Instructions to follow: Reproduce only the top of the records, down to and including the line containing "import React from".

_ _ _ _ _ _ _

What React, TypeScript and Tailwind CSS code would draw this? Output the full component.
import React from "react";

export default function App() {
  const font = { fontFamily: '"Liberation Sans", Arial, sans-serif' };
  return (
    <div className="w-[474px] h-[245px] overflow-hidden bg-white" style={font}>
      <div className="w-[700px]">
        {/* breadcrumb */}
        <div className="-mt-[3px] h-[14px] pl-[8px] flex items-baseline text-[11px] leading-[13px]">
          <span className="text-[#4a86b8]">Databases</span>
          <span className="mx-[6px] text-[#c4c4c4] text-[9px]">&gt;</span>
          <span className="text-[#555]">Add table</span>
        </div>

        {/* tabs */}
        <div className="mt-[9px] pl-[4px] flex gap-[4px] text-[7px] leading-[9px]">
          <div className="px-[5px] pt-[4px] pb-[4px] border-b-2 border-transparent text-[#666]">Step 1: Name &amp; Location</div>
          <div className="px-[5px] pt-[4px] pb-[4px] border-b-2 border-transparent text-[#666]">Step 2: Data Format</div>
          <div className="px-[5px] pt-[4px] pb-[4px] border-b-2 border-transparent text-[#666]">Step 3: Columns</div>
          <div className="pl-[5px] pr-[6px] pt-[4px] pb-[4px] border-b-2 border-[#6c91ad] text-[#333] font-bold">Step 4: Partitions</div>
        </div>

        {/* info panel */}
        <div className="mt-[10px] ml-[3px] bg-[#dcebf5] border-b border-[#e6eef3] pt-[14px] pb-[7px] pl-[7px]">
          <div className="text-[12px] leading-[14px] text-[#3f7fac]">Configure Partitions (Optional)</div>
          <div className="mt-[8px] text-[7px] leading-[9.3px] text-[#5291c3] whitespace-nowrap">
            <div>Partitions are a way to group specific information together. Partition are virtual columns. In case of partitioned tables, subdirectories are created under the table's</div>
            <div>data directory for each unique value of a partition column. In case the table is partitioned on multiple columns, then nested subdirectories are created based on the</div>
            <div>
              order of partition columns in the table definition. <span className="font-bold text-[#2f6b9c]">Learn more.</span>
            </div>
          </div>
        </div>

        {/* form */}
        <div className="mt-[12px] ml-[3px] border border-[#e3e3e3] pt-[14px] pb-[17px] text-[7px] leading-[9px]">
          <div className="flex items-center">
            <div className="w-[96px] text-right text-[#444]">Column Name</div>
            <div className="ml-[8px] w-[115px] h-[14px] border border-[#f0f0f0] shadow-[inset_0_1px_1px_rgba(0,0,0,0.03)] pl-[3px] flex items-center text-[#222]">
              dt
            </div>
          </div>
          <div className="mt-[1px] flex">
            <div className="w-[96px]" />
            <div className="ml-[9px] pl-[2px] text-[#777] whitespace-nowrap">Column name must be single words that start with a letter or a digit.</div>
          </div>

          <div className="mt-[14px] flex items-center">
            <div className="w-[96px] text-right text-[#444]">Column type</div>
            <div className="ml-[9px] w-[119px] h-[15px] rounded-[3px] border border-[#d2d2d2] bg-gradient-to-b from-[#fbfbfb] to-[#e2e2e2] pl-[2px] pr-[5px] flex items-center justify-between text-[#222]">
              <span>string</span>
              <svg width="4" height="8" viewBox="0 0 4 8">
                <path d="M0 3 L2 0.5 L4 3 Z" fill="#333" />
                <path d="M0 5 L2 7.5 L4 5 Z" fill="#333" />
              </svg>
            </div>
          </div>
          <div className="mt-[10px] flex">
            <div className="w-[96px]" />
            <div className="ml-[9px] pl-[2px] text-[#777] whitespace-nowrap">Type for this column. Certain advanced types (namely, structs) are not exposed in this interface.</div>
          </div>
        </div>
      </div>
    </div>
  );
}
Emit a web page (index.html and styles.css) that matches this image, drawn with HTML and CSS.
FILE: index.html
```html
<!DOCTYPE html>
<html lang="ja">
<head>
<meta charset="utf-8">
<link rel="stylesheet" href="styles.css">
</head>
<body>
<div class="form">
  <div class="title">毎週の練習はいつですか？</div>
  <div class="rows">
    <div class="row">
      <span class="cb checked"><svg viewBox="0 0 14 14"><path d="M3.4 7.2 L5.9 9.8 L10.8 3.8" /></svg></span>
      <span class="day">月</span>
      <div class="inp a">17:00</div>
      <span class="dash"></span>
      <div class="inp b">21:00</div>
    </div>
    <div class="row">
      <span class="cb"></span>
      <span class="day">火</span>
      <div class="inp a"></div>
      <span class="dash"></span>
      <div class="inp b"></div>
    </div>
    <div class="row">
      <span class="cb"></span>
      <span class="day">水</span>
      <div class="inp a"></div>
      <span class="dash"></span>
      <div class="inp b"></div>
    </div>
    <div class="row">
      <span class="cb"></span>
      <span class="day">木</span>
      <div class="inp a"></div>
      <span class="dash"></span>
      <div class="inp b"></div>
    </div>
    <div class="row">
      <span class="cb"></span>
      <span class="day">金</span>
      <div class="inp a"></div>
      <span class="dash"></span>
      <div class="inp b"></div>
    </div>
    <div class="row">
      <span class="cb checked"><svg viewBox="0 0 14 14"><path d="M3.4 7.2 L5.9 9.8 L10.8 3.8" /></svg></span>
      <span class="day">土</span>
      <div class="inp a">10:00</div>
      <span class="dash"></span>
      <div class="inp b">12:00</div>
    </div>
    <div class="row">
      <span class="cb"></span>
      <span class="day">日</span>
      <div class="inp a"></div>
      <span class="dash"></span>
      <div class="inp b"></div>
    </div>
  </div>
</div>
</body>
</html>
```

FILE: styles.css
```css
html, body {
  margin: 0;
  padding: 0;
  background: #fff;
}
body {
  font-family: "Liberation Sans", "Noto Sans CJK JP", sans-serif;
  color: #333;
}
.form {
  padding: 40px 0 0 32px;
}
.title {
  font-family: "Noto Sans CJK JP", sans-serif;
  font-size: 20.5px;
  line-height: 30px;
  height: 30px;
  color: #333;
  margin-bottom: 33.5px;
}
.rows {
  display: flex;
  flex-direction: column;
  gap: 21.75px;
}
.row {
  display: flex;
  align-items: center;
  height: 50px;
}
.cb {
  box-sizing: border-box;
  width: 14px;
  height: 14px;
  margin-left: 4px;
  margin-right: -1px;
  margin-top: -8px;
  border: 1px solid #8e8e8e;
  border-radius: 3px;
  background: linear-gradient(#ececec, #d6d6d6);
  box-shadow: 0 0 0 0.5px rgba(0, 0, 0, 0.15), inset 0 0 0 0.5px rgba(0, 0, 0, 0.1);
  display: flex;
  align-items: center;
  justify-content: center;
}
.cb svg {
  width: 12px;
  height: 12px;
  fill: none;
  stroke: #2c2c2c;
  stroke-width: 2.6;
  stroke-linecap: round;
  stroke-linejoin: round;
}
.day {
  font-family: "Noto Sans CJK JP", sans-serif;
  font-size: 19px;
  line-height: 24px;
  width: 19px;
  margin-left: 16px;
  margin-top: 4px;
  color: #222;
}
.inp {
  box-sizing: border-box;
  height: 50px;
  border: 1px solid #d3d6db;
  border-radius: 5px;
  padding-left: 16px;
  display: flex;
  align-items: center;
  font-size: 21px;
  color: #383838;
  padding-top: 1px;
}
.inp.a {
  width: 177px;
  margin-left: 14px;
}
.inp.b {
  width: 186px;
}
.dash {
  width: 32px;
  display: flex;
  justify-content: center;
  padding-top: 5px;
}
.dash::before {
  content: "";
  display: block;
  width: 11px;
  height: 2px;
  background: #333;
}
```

_ _ _ _ _ _ _

Task response:
What React, TypeScript and Tailwind CSS code would draw this? Output the full component.
import React from "react";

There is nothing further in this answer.